Holding — Pitman, J.
- The United States Magistrate Judge held that the settlement agreement was approved, and the case was dismissed with prejudice.
Rule
- A settlement in an FLSA case is approved if it resolves bona fide disputes and reflects a reasonable compromise over contested issues.
Reasoning
- The United States Magistrate Judge reasoned that court approval of an FLSA settlement is appropriate when it resolves bona fide disputes stemming from contested litigation.
- The settlement provided Michaelsen with all his unpaid wages and 100% of his liquidated damages.
- Although his potential recovery could exceed $100,000, the settlement was reasonable given his swift reemployment and the challenges of proving his claims.
- The settlement avoided the burdens and expenses of litigation, which was particularly important as the case relied on oral testimony without written records verifying the hours worked.
- The judge noted that both parties had knowledgeable counsel, further supporting the fairness of the agreement.
- The settlement amount was substantial compared to Michaelsen's potential recovery, indicating that it was the product of arm's-length bargaining and free from fraud or collusion.
- The judge also approved the out-of-pocket costs incurred by Michaelsen's counsel, affirming that these costs were reasonable in relation to the overall settlement figure.
Deep Dive: How the Court Reached Its Decision
Court Approval of Settlement
The U.S. Magistrate Judge reasoned that court approval of a Fair Labor Standards Act (FLSA) settlement is appropriate when it addresses bona fide disputes arising from contested litigation. In this case, the settlement was deemed reasonable because it provided the plaintiff, Andrew Michaelsen, with all his unpaid wages and 100% of his liquidated damages. Although Michaelsen's potential recovery could have exceeded $100,000, the settlement amount of $40,000 was found to be justified given his quick reemployment after termination and the challenges he would face in proving his claims. The court emphasized that settlements reached through adversarial negotiations are generally presumed fair, particularly in light of the experienced counsel representing both parties.

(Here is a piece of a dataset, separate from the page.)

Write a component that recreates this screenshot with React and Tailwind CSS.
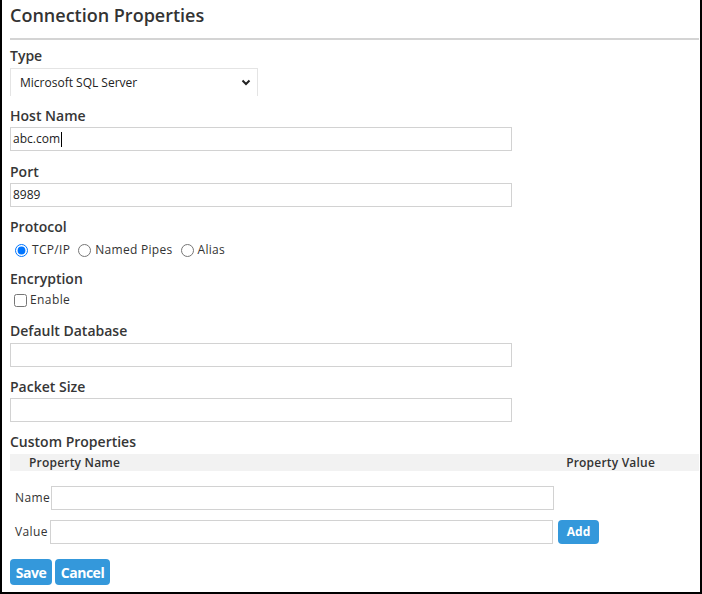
import { useState } from "react";

const font = { fontFamily: '"Open Sans", "Noto Sans", sans-serif' };

function Label({ children, className = "" }) {
  return (
    <div className={"text-[14px] leading-[20px] font-semibold text-[#363636] " + className}>
      {children}
    </div>
  );
}

function TextInput({ value, className = "", cursor = false }) {
  return (
    <div
      className={
        "h-[24px] border border-[#d2d2d2] bg-white flex items-center px-[2px] text-[12px] text-[#222] " +
        className
      }
    >
      <span>{value}</span>
      {cursor && <span className="w-px h-[15px] bg-black ml-px" />}
    </div>
  );
}

export default function App() {
  const [protocol, setProtocol] = useState("tcp");
  const [encrypt, setEncrypt] = useState(false);

  const radios = [
    { id: "tcp", label: "TCP/IP" },
    { id: "pipes", label: "Named Pipes" },
    { id: "alias", label: "Alias" },
  ];

  return (
    <div
      className="w-[702px] h-[594px] bg-white border-l-2 border-r-2 border-b-2 border-black overflow-hidden"
      style={font}
    >
      <div className="pl-[8px] pr-[1px]">
        {/* HEADER */}
        <h2 className="text-[18px] leading-[24px] font-semibold text-[#333] mt-[3px]">
          Connection Properties
        </h2>
        <div className="h-[2px] bg-[#d4d4d4] mt-[11px]" />

        {/* TYPE */}
        <Label className="mt-[6px]">Type</Label>
        <div className="mt-[2px] w-[248px] h-[28px] border-t border-x border-[#e4e4e4] flex items-center justify-between pl-[9px] pr-[5px]">
          <span className="text-[12px] text-[#222]">Microsoft SQL Server</span>
          <svg width="10" height="7" viewBox="0 0 10 7" className="mr-[1px]">
            <path d="M1.5 1.5 L5 5 L8.5 1.5" fill="none" stroke="#222" strokeWidth="2" />
          </svg>
        </div>

        <Label className="mt-[10px]">Host Name</Label>
        <TextInput value="abc.com" cursor className="mt-[1px] w-[502px]" />

        <Label className="mt-[11px]">Port</Label>
        <TextInput value="8989" className="mt-[1px] w-[502px]" />

        {/* PROTOCOL */}
        <Label className="mt-[10px]">Protocol</Label>
        <div className="mt-[4px] h-[18px] flex items-center pl-[5px] text-[12px] tracking-[0.3px] text-[#333]">
          {radios.map((r) => (
            <label key={r.id} className="flex items-center mr-[8px]">
              <input
                type="radio"
                name="protocol"
                checked={protocol === r.id}
                onChange={() => setProtocol(r.id)}
                className="w-[13px] h-[13px] m-0 mr-[4px]"
              />
              {r.label}
            </label>
          ))}
        </div>

        <Label className="mt-[10px]">Encryption</Label>
        <label className="mt-[2px] h-[18px] flex items-center pl-[4px] text-[12px] tracking-[0.4px] text-[#333]">
          <input
            type="checkbox"
            checked={encrypt}
            onChange={() => setEncrypt(!encrypt)}
            className="w-[13px] h-[13px] m-0 mr-[3px]"
          />
          Enable
        </label>

        <Label className="mt-[12px]">Default Database</Label>
        <TextInput value="" className="mt-[2px] w-[502px]" />

        <Label className="mt-[10px]">Packet Size</Label>
        <TextInput value="" className="mt-[1px] w-[502px]" />

        {/* CUSTOM PROPERTIES */}
        <Label className="mt-[10px]">Custom Properties</Label>
        <div className="mt-[2px] h-[17px] bg-[#f2f2f2] flex items-center text-[12px] font-semibold tracking-[0.2px] text-[#333]">
          <span className="ml-[19px]">Property Name</span>
          <span className="ml-auto mr-[44px]">Property Value</span>
        </div>

        <div className="mt-[15px] flex items-center">
          <span className="w-[41px] pl-[5px] text-[12px] tracking-[0.4px] text-[#333]">Name</span>
          <TextInput value="" className="w-[503px]" />
        </div>

        <div className="mt-[10px] flex items-center">
          <span className="w-[40px] pl-[5px] text-[12px] tracking-[0.4px] text-[#333]">Value</span>
          <TextInput value="" className="w-[503px]" />
          <button className="ml-[5px] w-[41px] h-[24px] rounded-[4px] bg-[#3498db] text-white text-[12px] font-bold">
            Add
          </button>
        </div>

        <div className="mt-[15px] flex gap-[3px]">
          <button className="w-[42px] h-[26px] rounded-[4px] bg-[#3498db] text-white text-[14px] font-bold tracking-[-0.5px]">
            Save
          </button>
          <button className="w-[55px] h-[26px] rounded-[4px] bg-[#3498db] text-white text-[14px] font-bold tracking-[-0.5px]">
            Cancel
          </button>
        </div>
      </div>
    </div>
  );
}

Avoidance of Litigation Burden
The settlement allowed the parties to avoid the burdens and expenses typically associated with litigation, which was particularly relevant in this case where the evidence relied heavily on oral testimony rather than verifiable written records. The complexity of taking multiple depositions and the potential costs associated with this process were significant factors that weighed in favor of approving the settlement. By reaching an agreement, both parties could circumvent the lengthy and potentially costly legal proceedings that would have ensued if the case proceeded to trial. This strategic avoidance of litigation expenses further underscored the reasonableness of the settlement.

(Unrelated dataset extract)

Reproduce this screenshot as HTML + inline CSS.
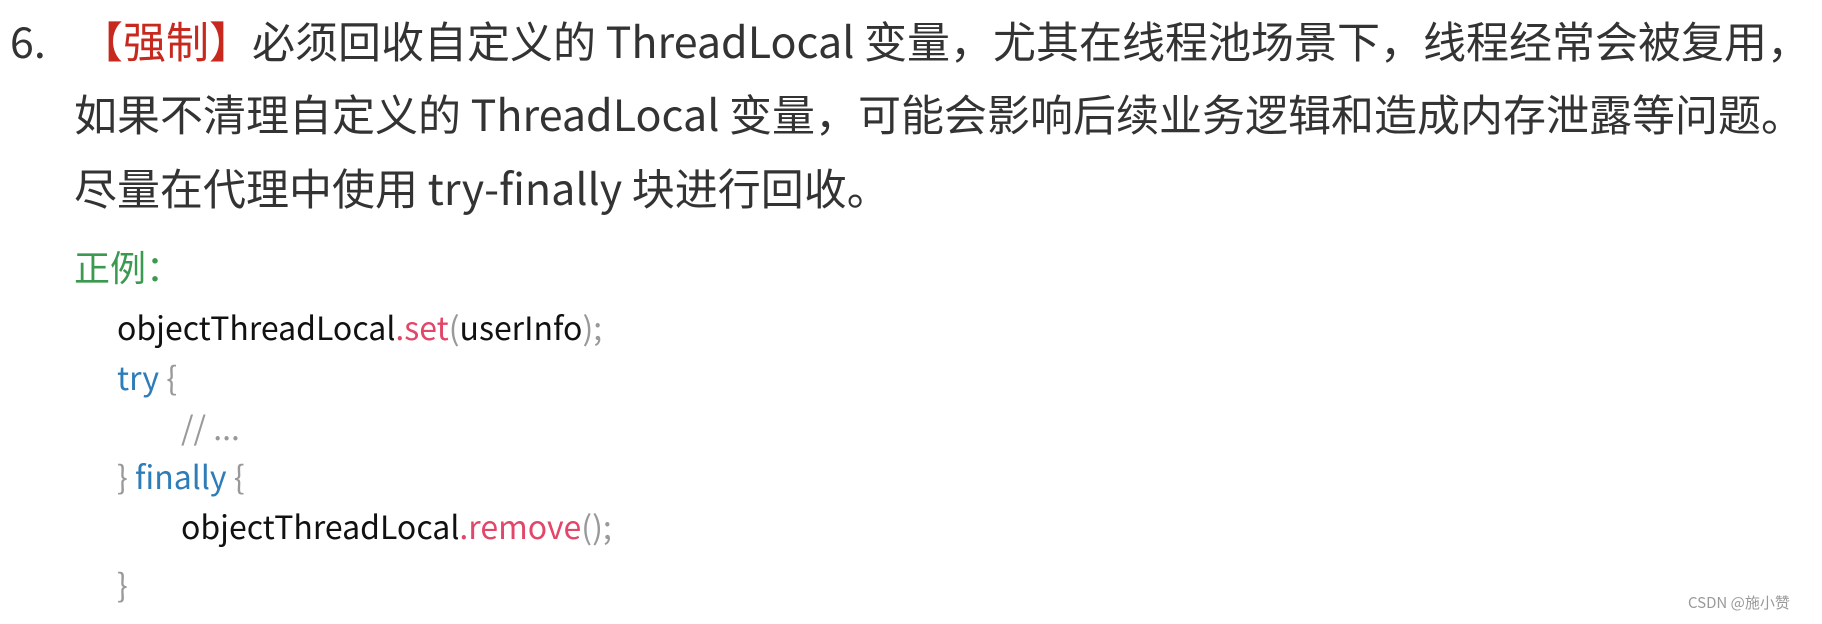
<!DOCTYPE html>
<html><head><meta charset="utf-8"><style>
html,body{margin:0;padding:0;background:#fff;width:1822px;height:624px;overflow:hidden}
.l{position:absolute;white-space:nowrap;font-family:"Noto Sans CJK SC","Liberation Sans",sans-serif;color:#333;line-height:1}
.m{font-size:43px}
.r{color:#c7291e}
.g{color:#3c9a50;font-size:36px}
.c{font-size:32px;color:#111}
.b{color:#2f7db8}
.p{color:#e2476a}
.s{color:#999}
</style></head><body>
<div class="l m" style="left:10px;top:19px">6.</div>
<div class="l m" style="left:80px;top:19px"><span class="r">【强制】</span>必须回收自定义的 ThreadLocal 变量，尤其在线程池场景下，线程经常会被复用，</div>
<div class="l m" style="left:74px;top:92px">如果不清理自定义的 ThreadLocal 变量，可能会影响后续业务逻辑和造成内存泄露等问题。</div>
<div class="l m" style="left:74px;top:166px">尽量在代理中使用 try-finally 块进行回收。</div>
<div class="l g" style="left:74px;top:248px">正例：</div>
<div class="l c" style="left:117px;top:311px">objectThreadLocal<span class="p">.set</span><span class="s">(</span>userInfo<span class="s">);</span></div>
<div class="l c" style="left:117px;top:361px"><span class="b">try</span> <span class="s">{</span></div>
<div class="l c s" style="left:181px;top:411px">// ...</div>
<div class="l c" style="left:117px;top:460px"><span class="s">}</span> <span class="b">finally</span> <span class="s">{</span></div>
<div class="l c" style="left:181px;top:510px">objectThreadLocal<span class="p">.remove</span><span class="s">();</span></div>
<div class="l c s" style="left:117px;top:568px">}</div>
<div class="l" style="left:1688px;top:595px;font-size:15px;color:#999">CSDN @施小赞</div>
</body></html>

Seriousness of Litigation Risks
The court recognized the serious litigation risks faced by both parties, particularly concerning the credibility of witnesses and the lack of documentation verifying the hours worked by the plaintiff. Both the plaintiff and the defendants lacked written records, which made the outcome of a trial uncertain. The risks associated with litigation included the possibility that a fact finder could favor one side over the other based solely on oral testimony, which is often less reliable than documentary evidence. Given these uncertainties, the settlement was viewed as a prudent resolution that mitigated the risks inherent in the litigation process.
Arm's-Length Bargaining
The court noted that the settlement agreement was the result of arm's-length bargaining between experienced counsel, further supporting its fairness. Both parties were represented by knowledgeable attorneys who understood the complexities of wage and hour laws and the implications of the claims being made. This level of legal expertise contributed to a settlement reflective of the actual risks and benefits of litigation, suggesting that the agreement was reached in good faith rather than through coercion or undue influence. The substantial settlement amount compared to the potential recovery also indicated that both parties engaged in serious negotiations.
Absence of Fraud or Collusion
The judge expressed confidence that the settlement was free from fraud or collusion, as evidenced by the significant settlement figure in relation to the plaintiff's potential recovery. The absence of any indications that the negotiations were tainted by dishonesty or improper motives lent further credibility to the settlement. The court's evaluation confirmed that the settlement was reached transparently, with both parties acting in their best interests. This finding reinforced the court's decision to approve the settlement, ensuring that it served the interests of justice and fairness in the outcome of the case.